George Pope

Personal information
- Full name: George Henry Pope
- Born: 27 January 1911 Tibshelf, Derbyshire, England
- Died: 29 October 1993 (aged 82) Chesterfield, Derbyshire, England
- Height: 6 ft 4 in (193 cm)
- Batting: Right-handed
- Bowling: Right-arm fast-medium
- Role: All-rounder
- Relations: Alf Pope (brother); Harold Pope (brother);

International information
- National side: England;
- Only Test: 21 June 1947 v South Africa

Domestic team information
- 1933–1948: Derbyshire

Career statistics
| Competition | Test | First-class |
| Matches | 1 | 205 |
| Runs scored | 8 | 7,518 |
| Batting average | – | 28.05 |
| 100s/50s | 0/0 | 8/43 |
| Top score | 8* | 207* |
| Balls bowled | 218 | 30,781 |
| Wickets | 1 | 677 |
| Bowling average | 85.00 | 19.92 |
| 5 wickets in innings | 0 | 40 |
| 10 wickets in match | 0 | 7 |
| Best bowling | 1/49 | 8/38 |
| Catches/stumpings | 0/– | 157/– |
- Source: CricInfo, 19 April 2010

= George Pope (cricketer) =

English cricketer

George Henry Pope (27 January 1911 – 29 October 1993) was an English cricketer, who played for Derbyshire from 1933 to 1948, and in one Test for England in 1947.

==Life and career==
Pope was born at Tibshelf, Derbyshire, and followed his older brother Alf Pope into the Derbyshire side in 1933. He made his debut in an innings victory against Worcestershire and played one more first-class match that season. He became a regular player in 1934 and 1935. In 1936 a cartilage injury early in the season caused him to miss all but a handful of matches in the county's County Championship-winning side. He returned in 1937 and scored more than 1,000 runs with 92 wickets, and toured India with Lord Tennyson's XI in 1937–38.
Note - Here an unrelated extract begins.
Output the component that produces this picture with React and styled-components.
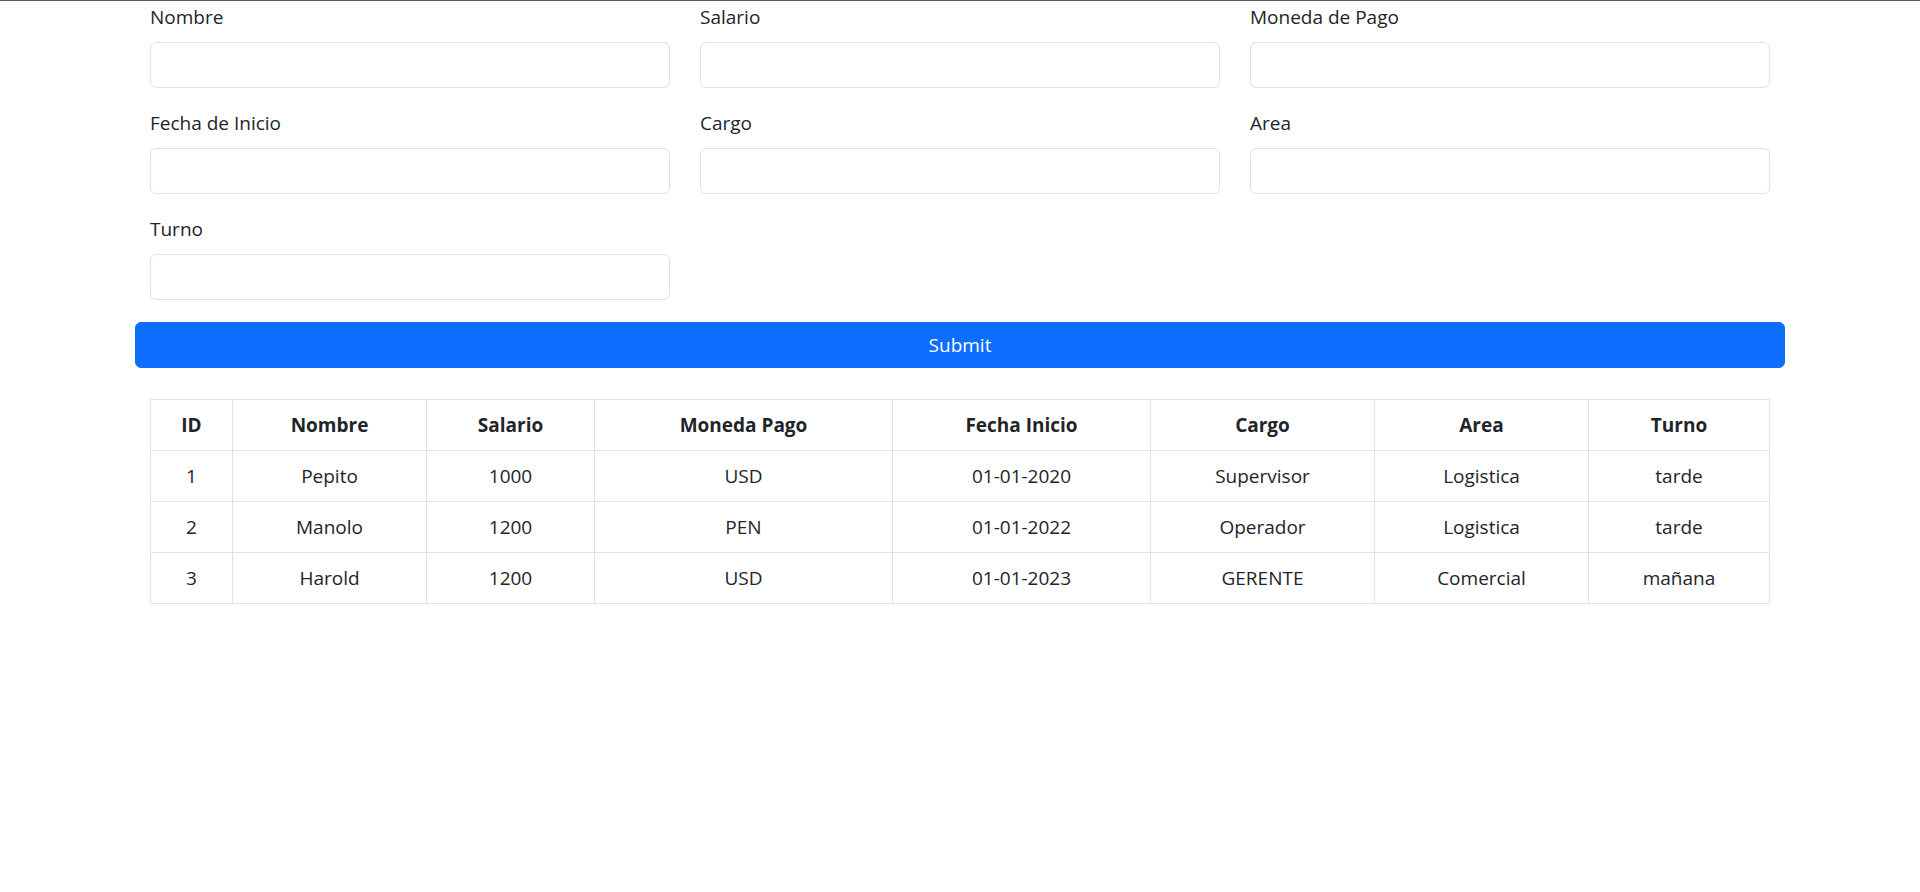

Pope was Derbyshire's leading all-rounder in both 1938 and 1939, achieving the all-rounder's double of 1,000 runs and 100 wickets in 1938. He played League cricket in 1946, the first season after World War II, but returned to Derbyshire for 1947, when he took 114 wickets. He was back again in 1948, when he completed the second double of his career and made his highest score, an unbeaten 207 against Hampshire at Portsmouth, sharing an unbroken seventh wicket stand of 241 with Dusty Rhodes that remained the county's record until 2000.

Pope's Test career had one false start. In 1938, he was picked in the party for the Trent Bridge match against Australia and then discarded from the final eleven. He did represent England in the Victory series in 1945 taking 5/58 and 3/69 in the second match at Sheffield. Finally, he played in the Lord's Test of 1947 against South Africa, but took only one tail-end wicket and was not selected again.
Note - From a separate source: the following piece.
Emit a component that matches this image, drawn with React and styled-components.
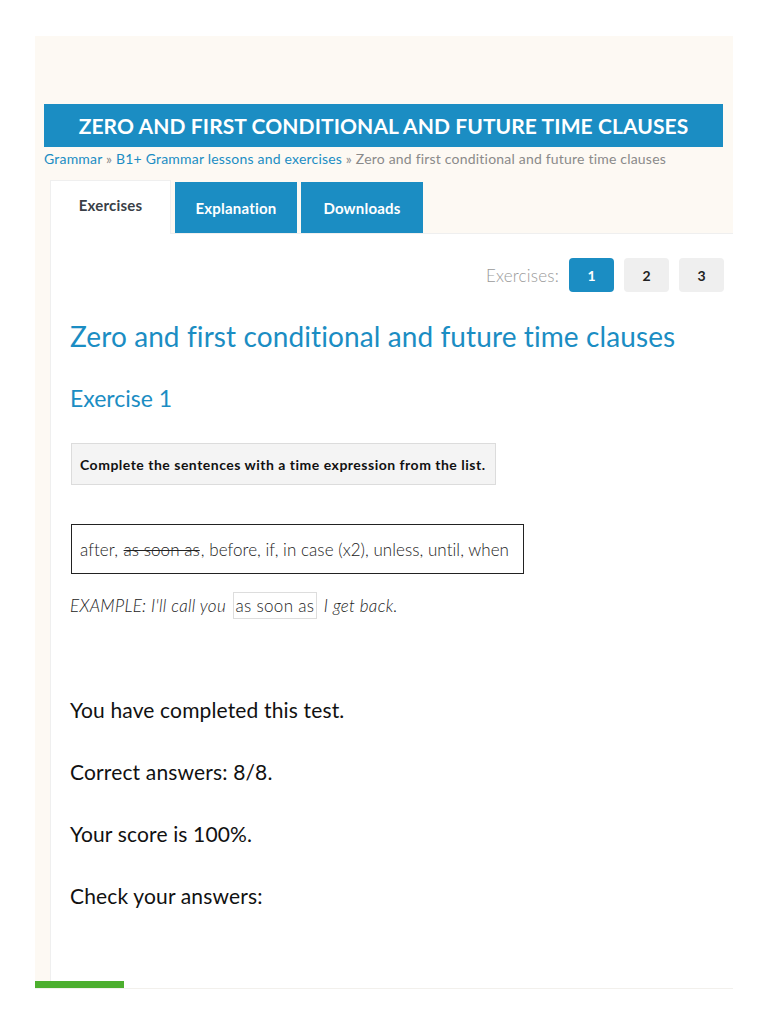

During the war he worked simultaneously as a travelling dried fruit salesman for the Liverpool-based firm of Leatherbarrow and Company and for the Cuttholme Woodturning Company while continuing to live at Chesterfield, in Shirland Street.

At the end of the 1948 season, Pope announced his immediate retirement to move to the Channel Islands to look after his wife, who was ill. He returned to first-class cricket on the Commonwealth XI tour of India, Pakistan and Ceylon in 1949–50, but at the end of that he retired for good.

Pope was a right hand batsman and played 312 innings in 205 first-class matches, with an average of 28.05. He made eight centuries, with a top score of 207 not out. He was a right-arm fast-medium bowler, and took 677 first-class wickets at average of 19.92, and a best performance of 8 for 38, amongst his forty five wicket hauls.

From 1966 to 1974, Pope stood as a first-class umpire in English county matches, returning for one last match as umpire in 1976.

He died in Chesterfield, Derbyshire, at the age of 82. As well as his elder brother Alf, his younger brother, Harold Pope, also played for Derbyshire.